All day long your brain is filtering images, smells, sounds and tastes. What is relevant and what is not? Without this filter, you would go completely crazy. Researchers at Erasmus MC’s Neuroscience department have now discovered how the cerebellum of mice helps to separate important signals from less important ones.
The key appears to lie with what one of the lead researchers Laurens Bosman calls ‘Barbapapa cells’. These cells, with the official name Purkinje cells, are found in the cerebellum of both mice and humans. Bosman and his colleagues taught mice to ignore a loud noise and to respond to a gentle touch of the whiskers. When the mice reacted correctly, they were rewarded with water.
Meanwhile, the researchers recorded what was happening in individual cerebellar Purkinje cells, they write in the scientific journal Cell Reports. PhD student Lorenzo Bina did the lion’s share of the experiments.
Barabapapa cells
The Purkinje cells appeared to change identity. At first, they responded only to loud noise and later only to touch. ‘A kind of Barbapapa cells, in other words,’ says Bosman. The change in the cells kept pace with the learning curve of the mice. The better the mice learned to perform the task, the greater the change in Purkinje cell activity.

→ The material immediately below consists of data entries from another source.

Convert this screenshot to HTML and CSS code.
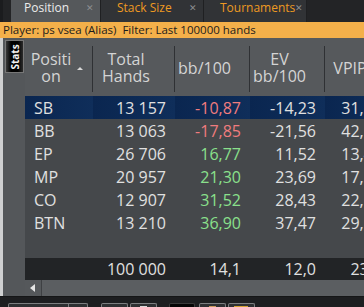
FILE: index.html
```html
<html>
	<head>
		<title>Position Stats</title>
		<link rel="stylesheet" href="styles.css">
	</head>
	<body>
		<div class="TabBar">
			<div class="Tab Active"><span class="TabLabel">Position</span><span class="TabClose">&#x2715;</span></div>
			<div class="Tab"><span class="TabLabel">Stack Size</span><span class="TabClose">&#x2715;</span></div>
			<div class="Tab"><span class="TabLabel">Tournaments</span><span class="TabClose">&#x2715;</span></div>
		</div>
		<div class="FilterBar">Player: ps vsea (Alias)&nbsp;&nbsp;Filter: Last 100000 hands</div>
		<div class="MainArea">
			<div class="SidePanel">
				<div class="SideTab"><span>Stats</span></div>
			</div>
			<div class="GridArea">
				<table class="StatGrid">
					<colgroup>
						<col class="ColPos">
						<col class="ColNum">
						<col class="ColStat">
						<col class="ColStat">
						<col class="ColLast">
					</colgroup>
					<thead>
						<tr>
							<th><div class="HeadCell"><div class="HeadText"><div>Positi</div><div>on</div></div><span class="SortArrow"></span></div></th>
							<th><div class="HeadCell"><div class="HeadText"><div>Total</div><div>Hands</div></div></div></th>
							<th><div class="HeadCell"><div class="HeadText"><div>bb/100</div></div></div></th>
							<th><div class="HeadCell"><div class="HeadText"><div>EV</div><div>bb/100</div></div></div></th>
							<th><div class="HeadCell Last"><div class="HeadText"><div>VPIP</div></div></div></th>
						</tr>
					</thead>
					<tbody>
						<tr class="Selected">
							<td class="PosCell">SB</td><td>13 157</td><td class="Neg">-10,87</td><td>-14,23</td><td>31,20</td>
						</tr>
						<tr>
							<td class="PosCell">BB</td><td>13 063</td><td class="Neg">-17,85</td><td>-21,56</td><td>42,10</td>
						</tr>
						<tr>
							<td class="PosCell">EP</td><td>26 706</td><td class="Pos">16,77</td><td>11,52</td><td>13,40</td>
						</tr>
						<tr>
							<td class="PosCell">MP</td><td>20 957</td><td class="Pos">21,30</td><td>23,69</td><td>17,30</td>
						</tr>
						<tr>
							<td class="PosCell">CO</td><td>12 907</td><td class="Pos">31,52</td><td>28,43</td><td>22,60</td>
						</tr>
						<tr>
							<td class="PosCell">BTN</td><td>13 210</td><td class="Pos">36,90</td><td>37,47</td><td>29,10</td>
						</tr>
						<tr class="Spacer">
							<td colspan=5></td>
						</tr>
						<tr class="Totals">
							<td></td><td>100 000</td><td>14,1</td><td>12,0</td><td>23,5</td>
						</tr>
					</tbody>
				</table>
				<div class="ScrollBar">
					<div class="ScrollButton"></div>
					<div class="ScrollTrack"></div>
				</div>
			</div>
		</div>
		<div class="ToolBar">
			<div class="ToolGroup Wide"><span class="ToolSplit"></span></div>
			<div class="ToolGroup Small"></div>
			<div class="ToolGroup Small"><span class="ToolIcon Light"></span></div>
			<div class="ToolGroup Black"></div>
			<div class="ToolGroup Small"><span class="ToolIcon Tan"></span></div>
			<div class="ToolGroup Small"><span class="ToolIcon Gold"></span></div>
		</div>
	</body>
</html>
```

FILE: styles.css
```css
/**************************************************************************/
/*
/* Default Formatting
/*
/**************************************************************************/

body {
	margin: 0;
	width: 364px;
	height: 307px;
	overflow: hidden;
	background-color: #2b2d2f;
	font-family: "Open Sans", "Noto Sans", sans-serif;
	font-size: 11.5px;
	color: #e2e2e2;
}

/**************************************************************************/
/*
/* Tabs and filter
/*
/**************************************************************************/

.TabBar {
	display: flex;
	height: 22px;
	padding-left: 8px;
	background-color: #232426;
	border-left: 3px solid #1b1c1e;
	box-sizing: border-box;
}

.Tab {
	display: flex;
	align-items: flex-start;
	width: 103px;
	padding: 0 0 0 16px;
	background-color: #313336;
	border-right: 1px solid #1f2022;
	box-sizing: border-box;
	color: #ee9a22;
	line-height: 15px;
}

.Tab.Active {
	width: 90px;
	background-color: #55585b;
	color: #ececec;
	padding-left: 13px;
}

.TabLabel {
	flex: 1;
	font-size: 12px;
}

.TabClose {
	width: 14px;
	font-size: 9px;
	color: #8c8e90;
}

.FilterBar {
	height: 16px;
	line-height: 16px;
	padding-left: 3px;
	background-color: #f4b04a;
	color: #1c1c1c;
	font-size: 11.5px;
	white-space: nowrap;
}

/**************************************************************************/
/*
/* Main area
/*
/**************************************************************************/

.MainArea {
	display: flex;
	height: 258px;
}

.SidePanel {
	width: 20px;
	border-left: 3px solid #cfd0d1;
	background-color: #54575a;
	padding: 2px 0 0 2px;
}

.SideTab {
	width: 19px;
	height: 33px;
	background: linear-gradient(to right, #3a3a3a, #000 30%, #000 70%, #2c2c2c);
	border: 1px solid #777;
	box-sizing: border-box;
	display: flex;
	align-items: center;
	justify-content: center;
}

.SideTab span {
	transform: rotate(-90deg);
	font-size: 10px;
	font-weight: bold;
	color: #f2f2f2;
}

.GridArea {
	width: 339px;
	overflow: hidden;
	background-color: #45484b;
}

/**************************************************************************/
/*
/* Stats grid
/*
/**************************************************************************/

table.StatGrid {
	border-collapse: collapse;
	table-layout: fixed;
	width: 366px;
}

col.ColPos { width: 68px; }
col.ColNum { width: 82px; }
col.ColStat { width: 75px; }
col.ColLast { width: 66px; }

th {
	height: 58px;
	padding: 0;
	background-color: #56595c;
	font-weight: normal;
	color: #d4d4d4;
	vertical-align: top;
}

.HeadCell {
	position: relative;
	height: 58px;
	padding-right: 16px;
	display: flex;
	align-items: center;
	justify-content: center;
}

.HeadCell::after {
	content: "";
	position: absolute;
	right: 0;
	top: 8px;
	height: 46px;
	border-right: 1px solid #2f3134;
}

.HeadCell.Last::after {
	display: none;
}

.HeadText {
	display: flex;
	flex-direction: column;
	gap: 1px;
	text-align: center;
	line-height: 16px;
	margin-top: 1px;
}

.SortArrow {
	position: absolute;
	right: 10px;
	top: 29px;
	border-left: 3px solid transparent;
	border-right: 3px solid transparent;
	border-bottom: 3px solid #d8d8d8;
}

td {
	height: 23px;
	padding: 0 9px 0 0;
	text-align: right;
	white-space: nowrap;
	overflow: hidden;
	color: #e0e0e0;
}

td.PosCell {
	text-align: left;
	padding-left: 9px;
}

td.Neg { color: #f07c7e; }
td.Pos { color: #8ae08c; }

tr.Selected td {
	background: linear-gradient(to right, #0a2650, #0f2e5a);
}

tr.Spacer td {
	height: 24px;
}

tr.Totals td {
	height: 21px;
	background-color: #222426;
}

/**************************************************************************/
/*
/* Scroll bar and toolbar
/*
/**************************************************************************/

.ScrollBar {
	display: flex;
	height: 16px;
	border-bottom: 1px solid #66696c;
}

.ScrollButton {
	width: 16px;
	background-color: #55585b;
	border-right: 1px solid #3e4043;
	position: relative;
}

.ScrollButton::after {
	content: "";
	position: absolute;
	left: 5px;
	top: 4px;
	border-top: 4px solid transparent;
	border-bottom: 4px solid transparent;
	border-right: 5px solid #e4e4e4;
}

.ScrollTrack {
	flex: 1;
	background-color: #5b5e61;
}

.ToolBar {
	display: flex;
	height: 11px;
	padding: 6px 0 0 8px;
	gap: 2px;
	background-color: #1d1e20;
	box-sizing: border-box;
	border-top: 1px solid #151617;
}

.ToolGroup {
	height: 8px;
	border: 1px solid #7c7e80;
	border-bottom: none;
	border-radius: 2px 2px 0 0;
	background-color: #2e3032;
	position: relative;
}

.ToolGroup.Wide { width: 78px; margin-right: 11px; }
.ToolGroup.Small { width: 25px; }
.ToolGroup.Black { width: 24px; margin: 0 2px 0 10px; background-color: #050505; border-color: #3a3a3a; }

.ToolSplit {
	position: absolute;
	left: 59px;
	top: 0;
	height: 8px;
	border-left: 1px solid #7c7e80;
}

.ToolIcon {
	position: absolute;
	left: 9px;
	top: 2px;
	width: 7px;
	height: 6px;
}

.ToolIcon.Light { background-color: #d9d9d9; }
.ToolIcon.Tan { background-color: #c99a5a; }
.ToolIcon.Gold { left: 5px; width: 14px; background-color: #d3a232; }
```
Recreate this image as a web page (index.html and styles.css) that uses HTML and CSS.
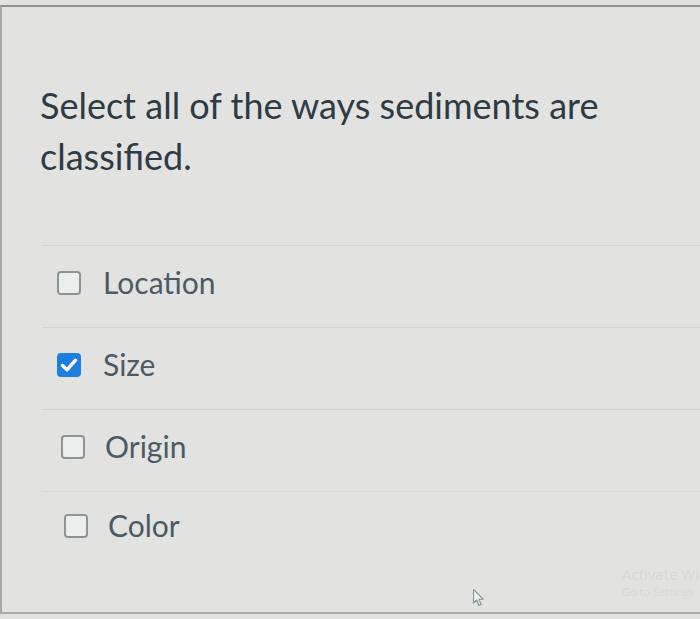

In conclusion, the shapeshifting of the Purkinje cells causes the mice to stop responding to the irrelevant loud noise and instead respond to the relevant touch. Scientists call this selective attention. ‘Everything in this process depends on the context. A loud bang, such as one that startles you on a quiet summer evening, is nothing special during a fireworks show. Selective attention involves reacting not so much to what’s loudest or brightest, but matching your reaction to your expectation,’ Bosman explains.
Born without cerebellum
Mice with dysfunctional Purkinje cells could also learn to ignore the loud noise, but needed more time to do so. Bosman says: ‘We see something similar in people who are born without a cerebellum – something that rarely happens. These people eventually learn to walk, but this can take ten or even twenty years. As a result, we already knew that the cerebellum is important in learning movements, but apparently it works the same way in other forms of learning.’